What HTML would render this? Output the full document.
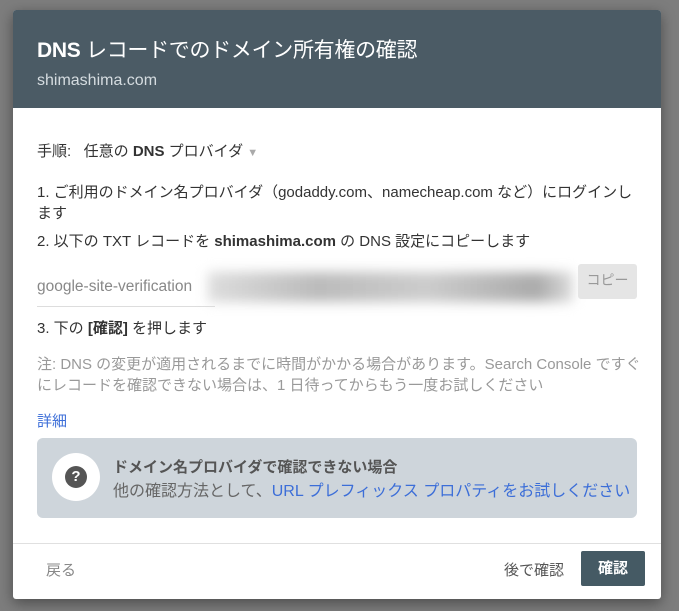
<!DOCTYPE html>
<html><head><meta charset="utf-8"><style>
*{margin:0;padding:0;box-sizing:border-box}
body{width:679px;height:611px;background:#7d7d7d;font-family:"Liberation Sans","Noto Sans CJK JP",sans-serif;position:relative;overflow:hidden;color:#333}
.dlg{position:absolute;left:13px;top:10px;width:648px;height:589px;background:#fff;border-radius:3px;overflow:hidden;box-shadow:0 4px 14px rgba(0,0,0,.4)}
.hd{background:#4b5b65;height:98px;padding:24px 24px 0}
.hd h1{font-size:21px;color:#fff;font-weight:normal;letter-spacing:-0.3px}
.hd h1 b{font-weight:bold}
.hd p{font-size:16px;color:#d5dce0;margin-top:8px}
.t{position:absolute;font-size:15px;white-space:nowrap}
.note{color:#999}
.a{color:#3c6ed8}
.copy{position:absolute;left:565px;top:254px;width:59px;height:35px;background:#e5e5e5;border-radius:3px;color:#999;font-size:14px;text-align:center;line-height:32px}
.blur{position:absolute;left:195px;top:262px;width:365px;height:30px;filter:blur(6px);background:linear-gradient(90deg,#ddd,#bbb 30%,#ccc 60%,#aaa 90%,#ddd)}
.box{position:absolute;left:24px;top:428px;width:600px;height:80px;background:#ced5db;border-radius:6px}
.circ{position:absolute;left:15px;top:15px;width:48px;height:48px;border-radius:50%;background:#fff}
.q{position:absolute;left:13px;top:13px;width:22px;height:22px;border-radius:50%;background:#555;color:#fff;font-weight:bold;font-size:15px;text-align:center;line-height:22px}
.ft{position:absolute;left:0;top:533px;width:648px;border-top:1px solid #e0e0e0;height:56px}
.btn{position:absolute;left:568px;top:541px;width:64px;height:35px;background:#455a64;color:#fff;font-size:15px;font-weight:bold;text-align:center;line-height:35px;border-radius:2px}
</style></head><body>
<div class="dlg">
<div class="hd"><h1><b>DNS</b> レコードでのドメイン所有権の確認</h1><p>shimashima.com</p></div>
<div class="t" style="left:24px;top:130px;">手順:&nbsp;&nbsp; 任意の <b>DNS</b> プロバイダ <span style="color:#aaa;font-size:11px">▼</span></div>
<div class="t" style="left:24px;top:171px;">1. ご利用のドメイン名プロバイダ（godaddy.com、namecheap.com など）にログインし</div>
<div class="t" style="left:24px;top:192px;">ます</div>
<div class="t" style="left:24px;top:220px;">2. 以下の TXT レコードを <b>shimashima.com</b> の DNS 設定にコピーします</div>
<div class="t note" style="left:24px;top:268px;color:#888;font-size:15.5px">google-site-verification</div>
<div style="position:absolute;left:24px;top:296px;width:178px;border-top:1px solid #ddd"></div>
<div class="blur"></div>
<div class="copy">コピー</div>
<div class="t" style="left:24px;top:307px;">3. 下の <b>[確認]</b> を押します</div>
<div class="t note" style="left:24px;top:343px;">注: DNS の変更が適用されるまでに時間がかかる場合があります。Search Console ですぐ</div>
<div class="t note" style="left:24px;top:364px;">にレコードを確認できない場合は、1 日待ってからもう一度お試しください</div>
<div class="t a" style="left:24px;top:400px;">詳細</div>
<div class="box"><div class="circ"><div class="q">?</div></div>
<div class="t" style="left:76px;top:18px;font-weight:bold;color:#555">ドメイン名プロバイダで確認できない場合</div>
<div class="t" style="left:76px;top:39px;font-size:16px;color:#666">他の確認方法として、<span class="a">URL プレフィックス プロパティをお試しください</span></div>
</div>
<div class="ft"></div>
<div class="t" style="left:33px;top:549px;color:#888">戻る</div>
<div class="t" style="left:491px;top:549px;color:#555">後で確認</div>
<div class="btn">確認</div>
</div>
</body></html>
--*--
OBJECTIVE:
Repeat the listing above exactly, with no pictures.

EXPECTED ANSWER:
What HTML would render this? Output the full document.
<!DOCTYPE html>
<html><head><meta charset="utf-8"><style>
*{margin:0;padding:0;box-sizing:border-box}
body{width:679px;height:611px;background:#7d7d7d;font-family:"Liberation Sans","Noto Sans CJK JP",sans-serif;position:relative;overflow:hidden;color:#333}
.dlg{position:absolute;left:13px;top:10px;width:648px;height:589px;background:#fff;border-radius:3px;overflow:hidden;box-shadow:0 4px 14px rgba(0,0,0,.4)}
.hd{background:#4b5b65;height:98px;padding:24px 24px 0}
.hd h1{font-size:21px;color:#fff;font-weight:normal;letter-spacing:-0.3px}
.hd h1 b{font-weight:bold}
.hd p{font-size:16px;color:#d5dce0;margin-top:8px}
.t{position:absolute;font-size:15px;white-space:nowrap}
.note{color:#999}
.a{color:#3c6ed8}
.copy{position:absolute;left:565px;top:254px;width:59px;height:35px;background:#e5e5e5;border-radius:3px;color:#999;font-size:14px;text-align:center;line-height:32px}
.blur{position:absolute;left:195px;top:262px;width:365px;height:30px;filter:blur(6px);background:linear-gradient(90deg,#ddd,#bbb 30%,#ccc 60%,#aaa 90%,#ddd)}
.box{position:absolute;left:24px;top:428px;width:600px;height:80px;background:#ced5db;border-radius:6px}
.circ{position:absolute;left:15px;top:15px;width:48px;height:48px;border-radius:50%;background:#fff}
.q{position:absolute;left:13px;top:13px;width:22px;height:22px;border-radius:50%;background:#555;color:#fff;font-weight:bold;font-size:15px;text-align:center;line-height:22px}
.ft{position:absolute;left:0;top:533px;width:648px;border-top:1px solid #e0e0e0;height:56px}
.btn{position:absolute;left:568px;top:541px;width:64px;height:35px;background:#455a64;color:#fff;font-size:15px;font-weight:bold;text-align:center;line-height:35px;border-radius:2px}
</style></head><body>
<div class="dlg">
<div class="hd"><h1><b>DNS</b> レコードでのドメイン所有権の確認</h1><p>shimashima.com</p></div>
<div class="t" style="left:24px;top:130px;">手順:&nbsp;&nbsp; 任意の <b>DNS</b> プロバイダ <span style="color:#aaa;font-size:11px">▼</span></div>
<div class="t" style="left:24px;top:171px;">1. ご利用のドメイン名プロバイダ（godaddy.com、namecheap.com など）にログインし</div>
<div class="t" style="left:24px;top:192px;">ます</div>
<div class="t" style="left:24px;top:220px;">2. 以下の TXT レコードを <b>shimashima.com</b> の DNS 設定にコピーします</div>
<div class="t note" style="left:24px;top:268px;color:#888;font-size:15.5px">google-site-verification</div>
<div style="position:absolute;left:24px;top:296px;width:178px;border-top:1px solid #ddd"></div>
<div class="blur"></div>
<div class="copy">コピー</div>
<div class="t" style="left:24px;top:307px;">3. 下の <b>[確認]</b> を押します</div>
<div class="t note" style="left:24px;top:343px;">注: DNS の変更が適用されるまでに時間がかかる場合があります。Search Console ですぐ</div>
<div class="t note" style="left:24px;top:364px;">にレコードを確認できない場合は、1 日待ってからもう一度お試しください</div>
<div class="t a" style="left:24px;top:400px;">詳細</div>
<div class="box"><div class="circ"><div class="q">?</div></div>
<div class="t" style="left:76px;top:18px;font-weight:bold;color:#555">ドメイン名プロバイダで確認できない場合</div>
<div class="t" style="left:76px;top:39px;font-size:16px;color:#666">他の確認方法として、<span class="a">URL プレフィックス プロパティをお試しください</span></div>
</div>
<div class="ft"></div>
<div class="t" style="left:33px;top:549px;color:#888">戻る</div>
<div class="t" style="left:491px;top:549px;color:#555">後で確認</div>
<div class="btn">確認</div>
</div>
</body></html>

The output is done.